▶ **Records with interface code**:
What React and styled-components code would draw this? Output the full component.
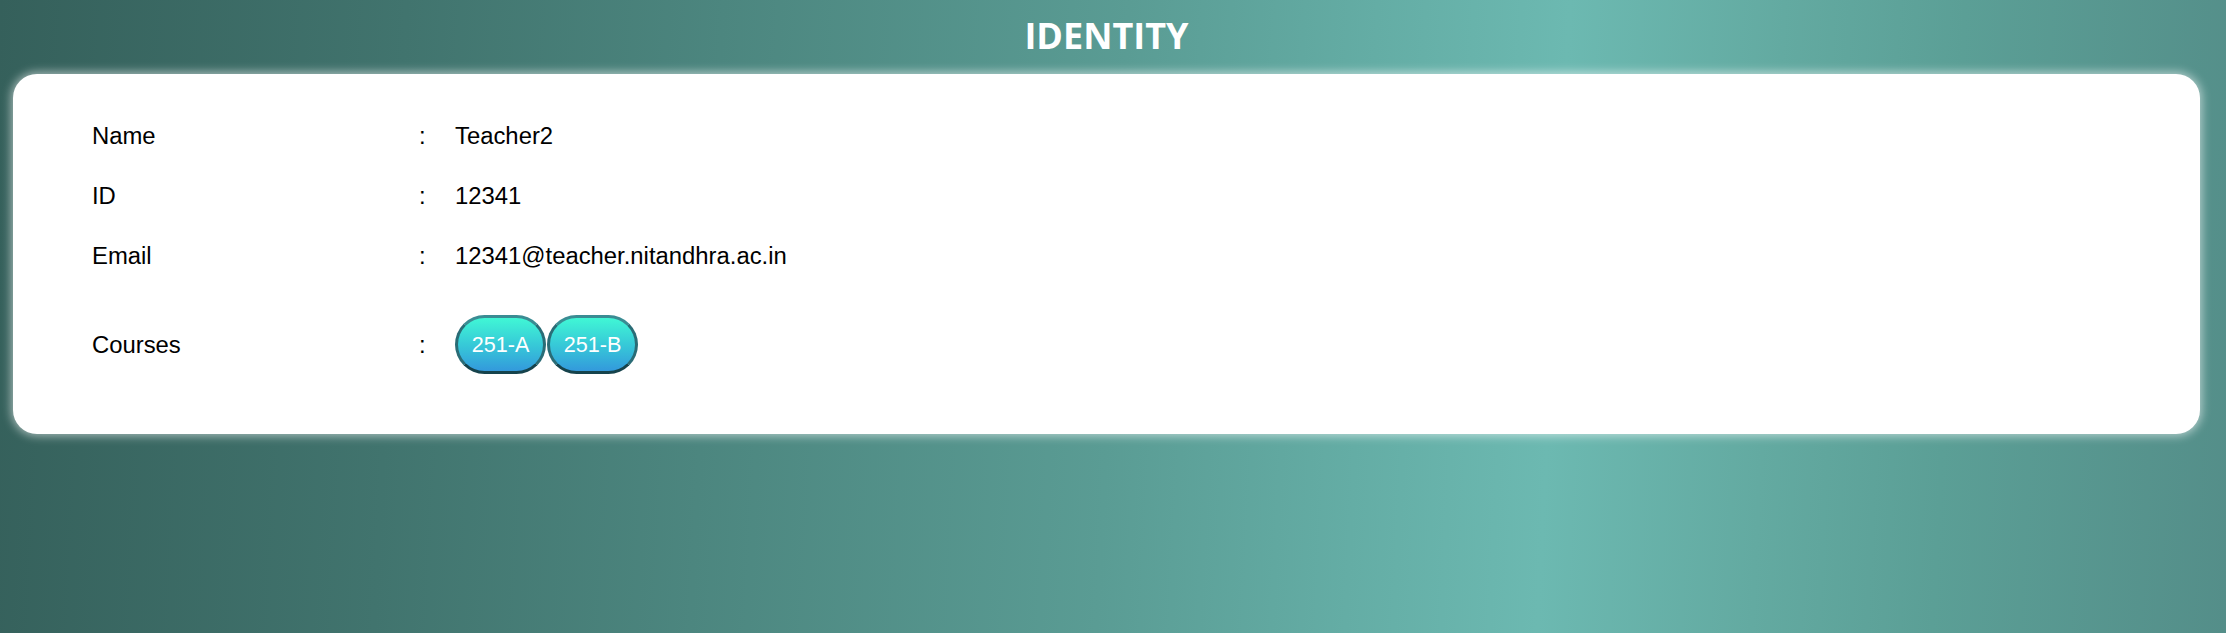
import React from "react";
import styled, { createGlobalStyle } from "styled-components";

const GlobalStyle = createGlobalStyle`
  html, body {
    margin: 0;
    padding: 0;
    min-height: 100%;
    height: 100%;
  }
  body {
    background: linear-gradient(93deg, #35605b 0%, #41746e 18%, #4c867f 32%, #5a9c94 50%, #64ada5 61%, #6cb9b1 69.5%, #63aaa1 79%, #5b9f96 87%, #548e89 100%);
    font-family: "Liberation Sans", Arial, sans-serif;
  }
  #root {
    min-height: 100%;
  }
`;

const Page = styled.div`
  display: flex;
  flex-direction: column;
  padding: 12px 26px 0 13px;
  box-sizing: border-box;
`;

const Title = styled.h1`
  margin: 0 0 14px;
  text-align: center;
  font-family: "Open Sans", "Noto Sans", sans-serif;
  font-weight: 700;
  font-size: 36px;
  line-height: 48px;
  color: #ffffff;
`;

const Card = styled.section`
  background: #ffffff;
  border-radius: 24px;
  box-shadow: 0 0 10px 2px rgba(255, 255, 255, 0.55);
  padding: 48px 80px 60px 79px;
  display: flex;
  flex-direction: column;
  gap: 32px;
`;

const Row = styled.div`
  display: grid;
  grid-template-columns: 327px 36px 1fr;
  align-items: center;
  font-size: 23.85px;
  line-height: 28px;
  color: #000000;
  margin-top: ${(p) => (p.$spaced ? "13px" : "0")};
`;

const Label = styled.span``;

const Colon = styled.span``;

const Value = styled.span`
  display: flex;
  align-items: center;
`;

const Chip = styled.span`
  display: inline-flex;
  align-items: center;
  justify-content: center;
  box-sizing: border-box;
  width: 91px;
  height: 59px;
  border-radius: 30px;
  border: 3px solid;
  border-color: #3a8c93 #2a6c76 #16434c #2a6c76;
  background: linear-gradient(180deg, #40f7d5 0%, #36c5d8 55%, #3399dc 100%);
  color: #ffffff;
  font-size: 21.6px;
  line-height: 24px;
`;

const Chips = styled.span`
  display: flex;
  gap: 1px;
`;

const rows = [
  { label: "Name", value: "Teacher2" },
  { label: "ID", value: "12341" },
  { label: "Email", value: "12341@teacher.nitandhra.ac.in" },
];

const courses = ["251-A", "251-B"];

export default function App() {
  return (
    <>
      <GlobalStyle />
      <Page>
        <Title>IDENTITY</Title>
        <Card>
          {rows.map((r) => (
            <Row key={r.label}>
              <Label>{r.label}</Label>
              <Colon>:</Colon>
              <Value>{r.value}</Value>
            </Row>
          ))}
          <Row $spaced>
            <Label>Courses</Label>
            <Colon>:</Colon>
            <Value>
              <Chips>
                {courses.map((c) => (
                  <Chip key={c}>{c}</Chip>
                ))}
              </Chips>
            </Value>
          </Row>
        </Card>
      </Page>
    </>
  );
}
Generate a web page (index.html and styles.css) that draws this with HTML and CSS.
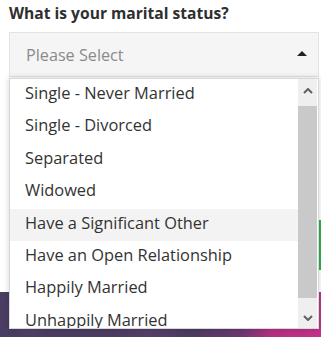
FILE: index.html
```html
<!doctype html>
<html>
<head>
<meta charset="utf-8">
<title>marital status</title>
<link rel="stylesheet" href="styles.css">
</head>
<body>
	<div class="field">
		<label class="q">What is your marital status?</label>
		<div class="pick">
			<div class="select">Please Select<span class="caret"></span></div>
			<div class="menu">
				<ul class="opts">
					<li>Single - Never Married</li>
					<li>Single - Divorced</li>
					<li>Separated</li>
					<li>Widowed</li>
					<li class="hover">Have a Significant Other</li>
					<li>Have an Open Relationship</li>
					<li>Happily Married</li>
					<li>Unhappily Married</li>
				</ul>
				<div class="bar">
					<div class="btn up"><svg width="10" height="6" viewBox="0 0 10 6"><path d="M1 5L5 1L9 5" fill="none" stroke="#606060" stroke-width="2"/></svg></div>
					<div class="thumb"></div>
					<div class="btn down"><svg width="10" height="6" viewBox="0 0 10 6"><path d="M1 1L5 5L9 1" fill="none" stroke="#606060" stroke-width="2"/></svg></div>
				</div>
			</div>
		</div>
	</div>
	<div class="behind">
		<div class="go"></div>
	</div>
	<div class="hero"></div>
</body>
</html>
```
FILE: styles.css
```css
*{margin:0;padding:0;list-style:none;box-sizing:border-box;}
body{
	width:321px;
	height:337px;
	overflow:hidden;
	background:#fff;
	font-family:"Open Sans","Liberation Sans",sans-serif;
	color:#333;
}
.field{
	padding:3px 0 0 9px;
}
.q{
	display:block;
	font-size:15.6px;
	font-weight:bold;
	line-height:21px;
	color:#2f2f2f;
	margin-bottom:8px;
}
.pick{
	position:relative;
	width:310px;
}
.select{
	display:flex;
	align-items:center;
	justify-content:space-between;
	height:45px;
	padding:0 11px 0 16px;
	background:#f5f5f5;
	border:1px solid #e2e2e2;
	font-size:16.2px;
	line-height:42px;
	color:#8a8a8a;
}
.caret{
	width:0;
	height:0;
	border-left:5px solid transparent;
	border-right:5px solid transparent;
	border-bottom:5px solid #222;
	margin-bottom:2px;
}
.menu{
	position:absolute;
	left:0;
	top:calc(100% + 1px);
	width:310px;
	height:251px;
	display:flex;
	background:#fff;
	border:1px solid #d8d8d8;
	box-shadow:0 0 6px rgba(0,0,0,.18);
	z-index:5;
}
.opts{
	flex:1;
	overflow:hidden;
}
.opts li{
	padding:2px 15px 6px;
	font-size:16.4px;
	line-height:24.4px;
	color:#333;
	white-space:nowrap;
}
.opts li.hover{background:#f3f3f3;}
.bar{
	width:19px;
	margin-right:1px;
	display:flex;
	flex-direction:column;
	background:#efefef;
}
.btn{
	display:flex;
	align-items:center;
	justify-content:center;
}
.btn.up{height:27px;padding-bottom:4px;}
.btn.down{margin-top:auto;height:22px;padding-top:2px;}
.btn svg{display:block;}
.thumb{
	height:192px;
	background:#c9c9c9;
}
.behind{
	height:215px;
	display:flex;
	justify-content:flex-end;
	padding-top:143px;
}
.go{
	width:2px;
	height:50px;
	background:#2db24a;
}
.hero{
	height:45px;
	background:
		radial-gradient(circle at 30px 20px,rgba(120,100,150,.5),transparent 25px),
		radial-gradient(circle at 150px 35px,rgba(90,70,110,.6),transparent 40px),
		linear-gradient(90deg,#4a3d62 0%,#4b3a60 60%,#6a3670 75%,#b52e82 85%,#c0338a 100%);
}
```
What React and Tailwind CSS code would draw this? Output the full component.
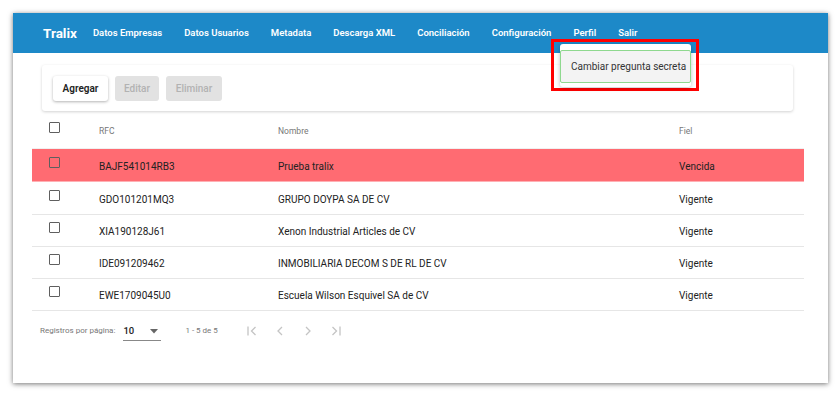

▶ **WHAT YOU WILL DO**:
Without the pictures, restate each entry exactly.

▶ **ANSWER TO THE EXERCISE**:
What React and styled-components code would draw this? Output the full component.
import React from "react";
import styled, { createGlobalStyle } from "styled-components";

const GlobalStyle = createGlobalStyle`
  html, body {
    margin: 0;
    padding: 0;
    min-height: 100%;
    height: 100%;
  }
  body {
    background: linear-gradient(93deg, #35605b 0%, #41746e 18%, #4c867f 32%, #5a9c94 50%, #64ada5 61%, #6cb9b1 69.5%, #63aaa1 79%, #5b9f96 87%, #548e89 100%);
    font-family: "Liberation Sans", Arial, sans-serif;
  }
  #root {
    min-height: 100%;
  }
`;

const Page = styled.div`
  display: flex;
  flex-direction: column;
  padding: 12px 26px 0 13px;
  box-sizing: border-box;
`;

const Title = styled.h1`
  margin: 0 0 14px;
  text-align: center;
  font-family: "Open Sans", "Noto Sans", sans-serif;
  font-weight: 700;
  font-size: 36px;
  line-height: 48px;
  color: #ffffff;
`;

const Card = styled.section`
  background: #ffffff;
  border-radius: 24px;
  box-shadow: 0 0 10px 2px rgba(255, 255, 255, 0.55);
  padding: 48px 80px 60px 79px;
  display: flex;
  flex-direction: column;
  gap: 32px;
`;

const Row = styled.div`
  display: grid;
  grid-template-columns: 327px 36px 1fr;
  align-items: center;
  font-size: 23.85px;
  line-height: 28px;
  color: #000000;
  margin-top: ${(p) => (p.$spaced ? "13px" : "0")};
`;

const Label = styled.span``;

const Colon = styled.span``;

const Value = styled.span`
  display: flex;
  align-items: center;
`;

const Chip = styled.span`
  display: inline-flex;
  align-items: center;
  justify-content: center;
  box-sizing: border-box;
  width: 91px;
  height: 59px;
  border-radius: 30px;
  border: 3px solid;
  border-color: #3a8c93 #2a6c76 #16434c #2a6c76;
  background: linear-gradient(180deg, #40f7d5 0%, #36c5d8 55%, #3399dc 100%);
  color: #ffffff;
  font-size: 21.6px;
  line-height: 24px;
`;

const Chips = styled.span`
  display: flex;
  gap: 1px;
`;

const rows = [
  { label: "Name", value: "Teacher2" },
  { label: "ID", value: "12341" },
  { label: "Email", value: "12341@teacher.nitandhra.ac.in" },
];

const courses = ["251-A", "251-B"];

export default function App() {
  return (
    <>
      <GlobalStyle />
      <Page>
        <Title>IDENTITY</Title>
        <Card>
          {rows.map((r) => (
            <Row key={r.label}>
              <Label>{r.label}</Label>
              <Colon>:</Colon>
              <Value>{r.value}</Value>
            </Row>
          ))}
          <Row $spaced>
            <Label>Courses</Label>
            <Colon>:</Colon>
            <Value>
              <Chips>
                {courses.map((c) => (
                  <Chip key={c}>{c}</Chip>
                ))}
              </Chips>
            </Value>
          </Row>
        </Card>
      </Page>
    </>
  );
}
Generate a web page (index.html and styles.css) that draws this with HTML and CSS.
FILE: index.html
```html
<!doctype html>
<html>
<head>
<meta charset="utf-8">
<title>marital status</title>
<link rel="stylesheet" href="styles.css">
</head>
<body>
	<div class="field">
		<label class="q">What is your marital status?</label>
		<div class="pick">
			<div class="select">Please Select<span class="caret"></span></div>
			<div class="menu">
				<ul class="opts">
					<li>Single - Never Married</li>
					<li>Single - Divorced</li>
					<li>Separated</li>
					<li>Widowed</li>
					<li class="hover">Have a Significant Other</li>
					<li>Have an Open Relationship</li>
					<li>Happily Married</li>
					<li>Unhappily Married</li>
				</ul>
				<div class="bar">
					<div class="btn up"><svg width="10" height="6" viewBox="0 0 10 6"><path d="M1 5L5 1L9 5" fill="none" stroke="#606060" stroke-width="2"/></svg></div>
					<div class="thumb"></div>
					<div class="btn down"><svg width="10" height="6" viewBox="0 0 10 6"><path d="M1 1L5 5L9 1" fill="none" stroke="#606060" stroke-width="2"/></svg></div>
				</div>
			</div>
		</div>
	</div>
	<div class="behind">
		<div class="go"></div>
	</div>
	<div class="hero"></div>
</body>
</html>
```
FILE: styles.css
```css
*{margin:0;padding:0;list-style:none;box-sizing:border-box;}
body{
	width:321px;
	height:337px;
	overflow:hidden;
	background:#fff;
	font-family:"Open Sans","Liberation Sans",sans-serif;
	color:#333;
}
.field{
	padding:3px 0 0 9px;
}
.q{
	display:block;
	font-size:15.6px;
	font-weight:bold;
	line-height:21px;
	color:#2f2f2f;
	margin-bottom:8px;
}
.pick{
	position:relative;
	width:310px;
}
.select{
	display:flex;
	align-items:center;
	justify-content:space-between;
	height:45px;
	padding:0 11px 0 16px;
	background:#f5f5f5;
	border:1px solid #e2e2e2;
	font-size:16.2px;
	line-height:42px;
	color:#8a8a8a;
}
.caret{
	width:0;
	height:0;
	border-left:5px solid transparent;
	border-right:5px solid transparent;
	border-bottom:5px solid #222;
	margin-bottom:2px;
}
.menu{
	position:absolute;
	left:0;
	top:calc(100% + 1px);
	width:310px;
	height:251px;
	display:flex;
	background:#fff;
	border:1px solid #d8d8d8;
	box-shadow:0 0 6px rgba(0,0,0,.18);
	z-index:5;
}
.opts{
	flex:1;
	overflow:hidden;
}
.opts li{
	padding:2px 15px 6px;
	font-size:16.4px;
	line-height:24.4px;
	color:#333;
	white-space:nowrap;
}
.opts li.hover{background:#f3f3f3;}
.bar{
	width:19px;
	margin-right:1px;
	display:flex;
	flex-direction:column;
	background:#efefef;
}
.btn{
	display:flex;
	align-items:center;
	justify-content:center;
}
.btn.up{height:27px;padding-bottom:4px;}
.btn.down{margin-top:auto;height:22px;padding-top:2px;}
.btn svg{display:block;}
.thumb{
	height:192px;
	background:#c9c9c9;
}
.behind{
	height:215px;
	display:flex;
	justify-content:flex-end;
	padding-top:143px;
}
.go{
	width:2px;
	height:50px;
	background:#2db24a;
}
.hero{
	height:45px;
	background:
		radial-gradient(circle at 30px 20px,rgba(120,100,150,.5),transparent 25px),
		radial-gradient(circle at 150px 35px,rgba(90,70,110,.6),transparent 40px),
		linear-gradient(90deg,#4a3d62 0%,#4b3a60 60%,#6a3670 75%,#b52e82 85%,#c0338a 100%);
}
```
What React and Tailwind CSS code would draw this? Output the full component.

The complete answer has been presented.